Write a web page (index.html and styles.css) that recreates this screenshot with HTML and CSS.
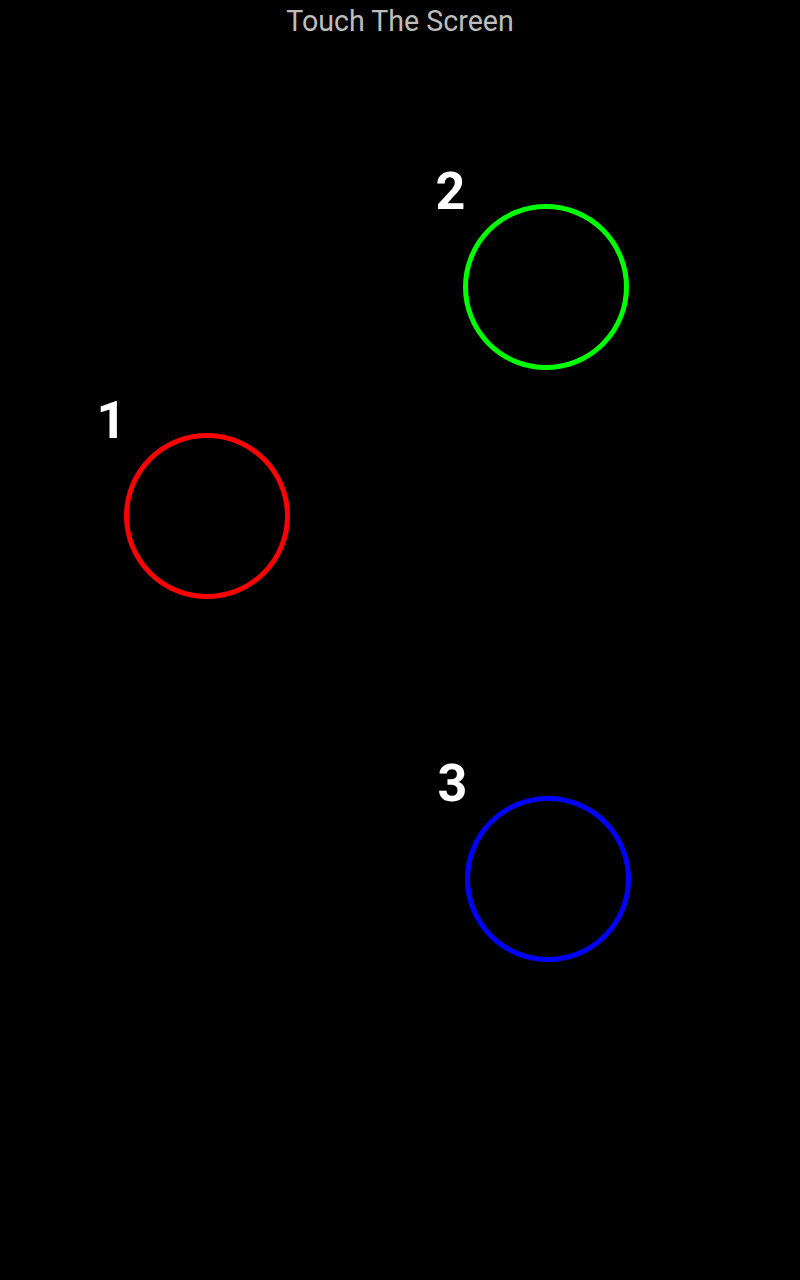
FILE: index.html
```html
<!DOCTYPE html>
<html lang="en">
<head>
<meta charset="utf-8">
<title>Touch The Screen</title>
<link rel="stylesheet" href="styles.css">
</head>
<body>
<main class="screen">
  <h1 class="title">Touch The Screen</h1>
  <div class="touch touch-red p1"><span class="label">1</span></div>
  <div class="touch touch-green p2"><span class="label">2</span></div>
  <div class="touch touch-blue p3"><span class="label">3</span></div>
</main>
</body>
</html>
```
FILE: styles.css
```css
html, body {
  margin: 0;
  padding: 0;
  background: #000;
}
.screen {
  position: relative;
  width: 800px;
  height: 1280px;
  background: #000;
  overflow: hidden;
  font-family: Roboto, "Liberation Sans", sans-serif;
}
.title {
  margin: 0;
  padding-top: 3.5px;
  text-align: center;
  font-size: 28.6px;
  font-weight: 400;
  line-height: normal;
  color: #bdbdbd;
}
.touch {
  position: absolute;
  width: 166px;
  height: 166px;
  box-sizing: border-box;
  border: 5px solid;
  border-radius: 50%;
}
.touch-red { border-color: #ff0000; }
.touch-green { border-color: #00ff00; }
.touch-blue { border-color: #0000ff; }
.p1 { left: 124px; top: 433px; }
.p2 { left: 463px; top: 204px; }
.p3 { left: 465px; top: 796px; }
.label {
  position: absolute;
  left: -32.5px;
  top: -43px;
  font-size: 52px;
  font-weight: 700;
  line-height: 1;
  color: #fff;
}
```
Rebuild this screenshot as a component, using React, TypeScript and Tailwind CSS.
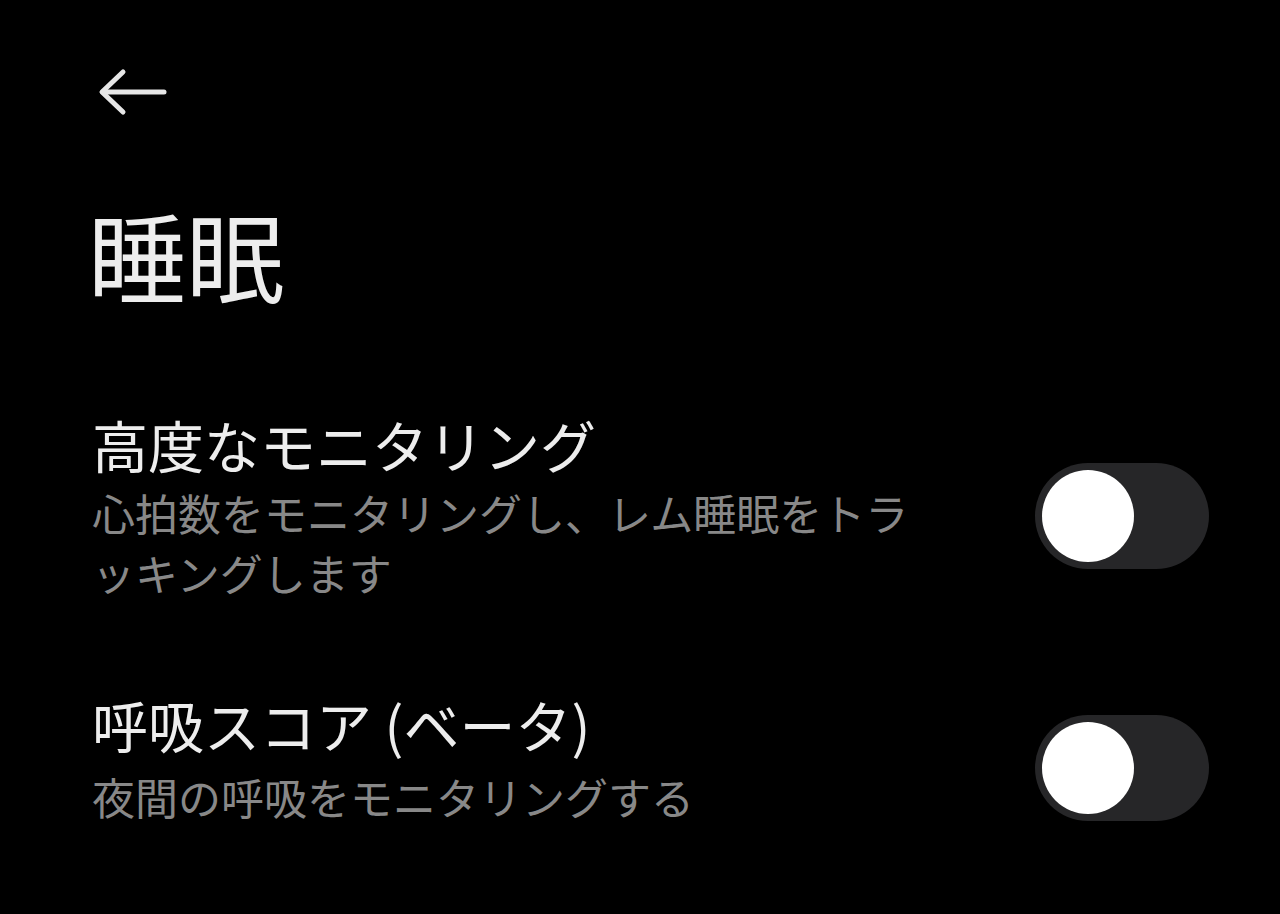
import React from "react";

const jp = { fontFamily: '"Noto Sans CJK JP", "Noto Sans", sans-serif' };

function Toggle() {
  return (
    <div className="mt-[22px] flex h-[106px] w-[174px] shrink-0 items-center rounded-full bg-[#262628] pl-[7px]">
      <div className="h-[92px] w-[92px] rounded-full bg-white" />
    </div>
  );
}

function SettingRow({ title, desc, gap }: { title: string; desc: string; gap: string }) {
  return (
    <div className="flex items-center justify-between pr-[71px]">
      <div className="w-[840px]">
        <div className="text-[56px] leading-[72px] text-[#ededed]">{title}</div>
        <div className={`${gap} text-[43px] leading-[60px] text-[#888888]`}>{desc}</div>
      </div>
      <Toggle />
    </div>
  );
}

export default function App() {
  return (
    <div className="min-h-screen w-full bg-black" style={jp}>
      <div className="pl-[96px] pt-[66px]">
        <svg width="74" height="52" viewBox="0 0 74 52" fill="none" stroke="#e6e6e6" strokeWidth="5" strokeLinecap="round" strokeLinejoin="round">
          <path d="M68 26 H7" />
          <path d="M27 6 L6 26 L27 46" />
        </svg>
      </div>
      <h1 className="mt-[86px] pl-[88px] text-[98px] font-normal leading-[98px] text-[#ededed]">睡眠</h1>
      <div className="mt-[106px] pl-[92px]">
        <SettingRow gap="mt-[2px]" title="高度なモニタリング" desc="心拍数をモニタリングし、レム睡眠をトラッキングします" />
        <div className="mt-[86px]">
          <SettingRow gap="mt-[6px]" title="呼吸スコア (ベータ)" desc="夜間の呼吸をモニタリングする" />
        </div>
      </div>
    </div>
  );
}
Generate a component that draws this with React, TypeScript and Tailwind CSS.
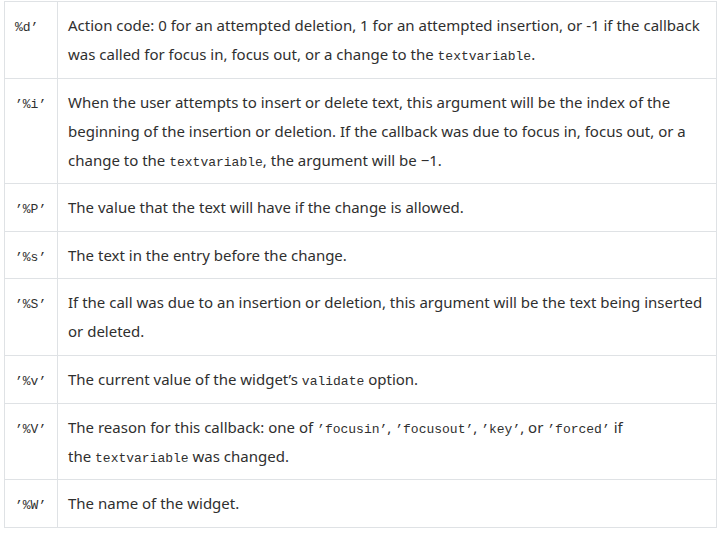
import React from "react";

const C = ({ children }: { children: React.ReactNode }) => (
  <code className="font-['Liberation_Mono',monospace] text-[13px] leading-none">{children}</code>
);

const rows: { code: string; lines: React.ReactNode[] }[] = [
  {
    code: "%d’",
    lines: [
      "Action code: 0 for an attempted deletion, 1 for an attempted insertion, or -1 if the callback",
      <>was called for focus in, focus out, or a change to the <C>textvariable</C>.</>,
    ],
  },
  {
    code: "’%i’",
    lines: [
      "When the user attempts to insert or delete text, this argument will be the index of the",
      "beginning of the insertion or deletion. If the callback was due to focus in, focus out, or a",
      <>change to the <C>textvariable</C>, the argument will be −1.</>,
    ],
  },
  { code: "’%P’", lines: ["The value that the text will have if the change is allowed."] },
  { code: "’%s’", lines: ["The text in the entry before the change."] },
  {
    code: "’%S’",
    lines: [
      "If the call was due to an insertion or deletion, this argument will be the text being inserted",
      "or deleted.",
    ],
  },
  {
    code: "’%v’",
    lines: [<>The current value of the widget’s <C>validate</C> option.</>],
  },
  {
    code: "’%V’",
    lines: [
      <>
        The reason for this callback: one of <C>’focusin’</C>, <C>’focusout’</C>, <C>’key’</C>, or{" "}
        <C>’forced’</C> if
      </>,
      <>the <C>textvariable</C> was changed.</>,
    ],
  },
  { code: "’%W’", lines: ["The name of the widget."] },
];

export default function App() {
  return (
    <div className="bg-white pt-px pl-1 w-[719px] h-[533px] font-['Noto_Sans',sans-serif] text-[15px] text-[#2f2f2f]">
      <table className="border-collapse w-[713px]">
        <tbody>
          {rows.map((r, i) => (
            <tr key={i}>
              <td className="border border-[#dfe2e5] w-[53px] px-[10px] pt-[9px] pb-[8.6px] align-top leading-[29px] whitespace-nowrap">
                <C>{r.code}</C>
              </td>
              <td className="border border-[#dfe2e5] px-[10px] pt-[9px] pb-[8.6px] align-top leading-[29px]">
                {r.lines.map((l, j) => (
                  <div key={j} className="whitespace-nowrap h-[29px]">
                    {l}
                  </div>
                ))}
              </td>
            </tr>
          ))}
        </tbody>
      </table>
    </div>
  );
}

--

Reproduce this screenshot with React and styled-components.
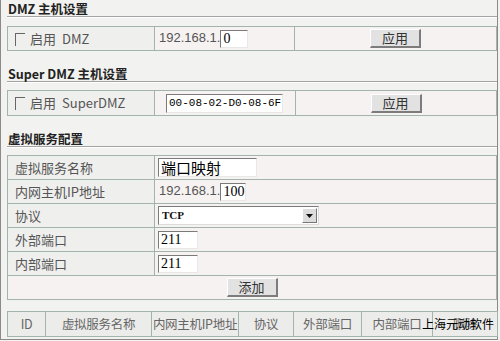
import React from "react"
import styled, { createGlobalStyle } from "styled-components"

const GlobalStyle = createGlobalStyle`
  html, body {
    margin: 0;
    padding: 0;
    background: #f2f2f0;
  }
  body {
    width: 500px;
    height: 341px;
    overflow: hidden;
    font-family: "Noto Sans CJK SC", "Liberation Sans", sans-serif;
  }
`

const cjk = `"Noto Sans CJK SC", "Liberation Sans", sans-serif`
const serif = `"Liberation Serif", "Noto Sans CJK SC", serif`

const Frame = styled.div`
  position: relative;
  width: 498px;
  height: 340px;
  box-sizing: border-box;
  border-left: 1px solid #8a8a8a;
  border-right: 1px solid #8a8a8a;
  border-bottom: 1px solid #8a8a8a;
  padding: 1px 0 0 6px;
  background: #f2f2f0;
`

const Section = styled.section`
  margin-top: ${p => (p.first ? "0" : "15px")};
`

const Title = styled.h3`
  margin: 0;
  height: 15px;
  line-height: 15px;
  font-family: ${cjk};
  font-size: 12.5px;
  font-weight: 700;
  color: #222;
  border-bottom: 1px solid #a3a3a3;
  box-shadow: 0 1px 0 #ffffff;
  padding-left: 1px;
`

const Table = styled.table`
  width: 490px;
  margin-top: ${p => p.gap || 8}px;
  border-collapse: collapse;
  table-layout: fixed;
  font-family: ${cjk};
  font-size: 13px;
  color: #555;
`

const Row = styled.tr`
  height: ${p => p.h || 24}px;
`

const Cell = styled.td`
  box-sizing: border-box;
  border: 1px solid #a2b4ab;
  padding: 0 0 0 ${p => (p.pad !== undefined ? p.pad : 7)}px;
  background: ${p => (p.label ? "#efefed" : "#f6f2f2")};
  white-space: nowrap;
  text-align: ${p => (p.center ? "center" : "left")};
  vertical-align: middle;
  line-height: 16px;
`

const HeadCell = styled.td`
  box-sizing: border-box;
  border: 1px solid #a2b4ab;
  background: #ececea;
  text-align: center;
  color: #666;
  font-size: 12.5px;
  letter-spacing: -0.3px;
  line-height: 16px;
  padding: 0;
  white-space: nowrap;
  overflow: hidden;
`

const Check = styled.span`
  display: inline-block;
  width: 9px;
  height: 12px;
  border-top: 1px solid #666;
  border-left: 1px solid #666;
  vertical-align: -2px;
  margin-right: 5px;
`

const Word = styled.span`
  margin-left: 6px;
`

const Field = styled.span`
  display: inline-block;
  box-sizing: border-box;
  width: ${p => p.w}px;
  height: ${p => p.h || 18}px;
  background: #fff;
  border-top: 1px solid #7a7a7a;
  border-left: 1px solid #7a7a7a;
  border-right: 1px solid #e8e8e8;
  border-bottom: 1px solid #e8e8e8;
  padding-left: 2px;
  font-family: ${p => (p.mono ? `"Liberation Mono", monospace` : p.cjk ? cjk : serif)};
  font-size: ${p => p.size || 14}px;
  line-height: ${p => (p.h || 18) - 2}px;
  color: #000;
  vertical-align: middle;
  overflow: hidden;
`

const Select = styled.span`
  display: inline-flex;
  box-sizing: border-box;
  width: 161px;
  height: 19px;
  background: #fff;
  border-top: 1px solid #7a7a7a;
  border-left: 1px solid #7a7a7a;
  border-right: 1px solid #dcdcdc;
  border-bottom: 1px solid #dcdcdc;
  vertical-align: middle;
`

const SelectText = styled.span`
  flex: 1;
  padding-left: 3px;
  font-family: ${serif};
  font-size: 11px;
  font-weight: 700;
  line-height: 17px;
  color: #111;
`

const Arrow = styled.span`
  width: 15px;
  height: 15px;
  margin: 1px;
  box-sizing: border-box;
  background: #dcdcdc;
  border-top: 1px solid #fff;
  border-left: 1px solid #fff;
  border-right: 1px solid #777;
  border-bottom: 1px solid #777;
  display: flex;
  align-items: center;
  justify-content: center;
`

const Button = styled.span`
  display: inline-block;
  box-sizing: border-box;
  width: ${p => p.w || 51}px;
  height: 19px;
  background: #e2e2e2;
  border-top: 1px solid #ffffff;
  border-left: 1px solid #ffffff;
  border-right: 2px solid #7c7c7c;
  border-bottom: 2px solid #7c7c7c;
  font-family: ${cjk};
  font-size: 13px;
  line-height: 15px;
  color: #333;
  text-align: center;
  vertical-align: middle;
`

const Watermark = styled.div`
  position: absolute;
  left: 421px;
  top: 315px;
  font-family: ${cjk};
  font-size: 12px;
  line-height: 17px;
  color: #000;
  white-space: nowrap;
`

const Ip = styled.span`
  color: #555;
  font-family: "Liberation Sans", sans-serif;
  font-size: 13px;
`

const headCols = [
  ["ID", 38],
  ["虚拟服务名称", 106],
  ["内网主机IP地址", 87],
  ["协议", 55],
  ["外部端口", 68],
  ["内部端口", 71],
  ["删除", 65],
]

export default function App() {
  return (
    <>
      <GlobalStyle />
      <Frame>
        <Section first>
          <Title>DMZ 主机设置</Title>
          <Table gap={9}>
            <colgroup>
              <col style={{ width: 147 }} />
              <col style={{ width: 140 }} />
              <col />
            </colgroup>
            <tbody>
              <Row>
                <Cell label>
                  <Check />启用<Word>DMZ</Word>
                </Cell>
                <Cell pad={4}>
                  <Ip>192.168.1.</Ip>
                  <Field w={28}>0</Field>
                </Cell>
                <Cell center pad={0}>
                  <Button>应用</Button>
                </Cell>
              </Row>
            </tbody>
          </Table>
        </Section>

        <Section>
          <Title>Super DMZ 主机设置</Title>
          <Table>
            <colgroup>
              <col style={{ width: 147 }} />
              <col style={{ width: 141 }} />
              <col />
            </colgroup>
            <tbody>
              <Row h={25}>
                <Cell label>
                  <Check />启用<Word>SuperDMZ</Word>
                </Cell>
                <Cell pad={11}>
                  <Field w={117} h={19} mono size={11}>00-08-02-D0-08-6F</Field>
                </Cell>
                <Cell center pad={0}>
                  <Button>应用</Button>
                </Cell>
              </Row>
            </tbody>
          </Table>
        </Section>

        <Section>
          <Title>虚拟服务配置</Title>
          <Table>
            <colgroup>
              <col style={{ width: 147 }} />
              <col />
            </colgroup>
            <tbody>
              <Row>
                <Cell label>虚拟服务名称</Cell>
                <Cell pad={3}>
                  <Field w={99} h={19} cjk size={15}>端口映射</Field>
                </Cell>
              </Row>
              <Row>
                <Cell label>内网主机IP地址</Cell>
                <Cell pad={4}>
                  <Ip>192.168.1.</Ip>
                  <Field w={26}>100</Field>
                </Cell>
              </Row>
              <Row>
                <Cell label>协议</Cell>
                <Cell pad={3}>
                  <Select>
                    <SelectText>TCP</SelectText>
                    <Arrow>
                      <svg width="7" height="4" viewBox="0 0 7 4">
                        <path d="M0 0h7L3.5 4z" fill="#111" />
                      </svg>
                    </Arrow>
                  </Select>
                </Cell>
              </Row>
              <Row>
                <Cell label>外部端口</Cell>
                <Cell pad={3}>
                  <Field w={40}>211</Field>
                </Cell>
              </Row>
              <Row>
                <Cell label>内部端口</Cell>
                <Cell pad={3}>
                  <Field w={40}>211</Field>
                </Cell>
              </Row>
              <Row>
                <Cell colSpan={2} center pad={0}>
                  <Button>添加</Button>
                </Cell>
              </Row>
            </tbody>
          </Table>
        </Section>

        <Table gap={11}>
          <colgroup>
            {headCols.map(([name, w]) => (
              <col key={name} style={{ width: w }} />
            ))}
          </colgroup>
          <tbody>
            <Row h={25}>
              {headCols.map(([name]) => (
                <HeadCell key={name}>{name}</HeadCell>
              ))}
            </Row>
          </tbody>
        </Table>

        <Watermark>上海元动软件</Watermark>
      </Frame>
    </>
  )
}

- **Exercise aim**: Scan the records above for the string "React", then report every line that contains it.

- **Result for this task**:
Rebuild this screenshot as a component, using React, TypeScript and Tailwind CSS.
import React from "react";
Generate a component that draws this with React, TypeScript and Tailwind CSS.
import React from "react";
const C = ({ children }: { children: React.ReactNode }) => (
const rows: { code: string; lines: React.ReactNode[] }[] = [
Reproduce this screenshot with React and styled-components.
import React from "react"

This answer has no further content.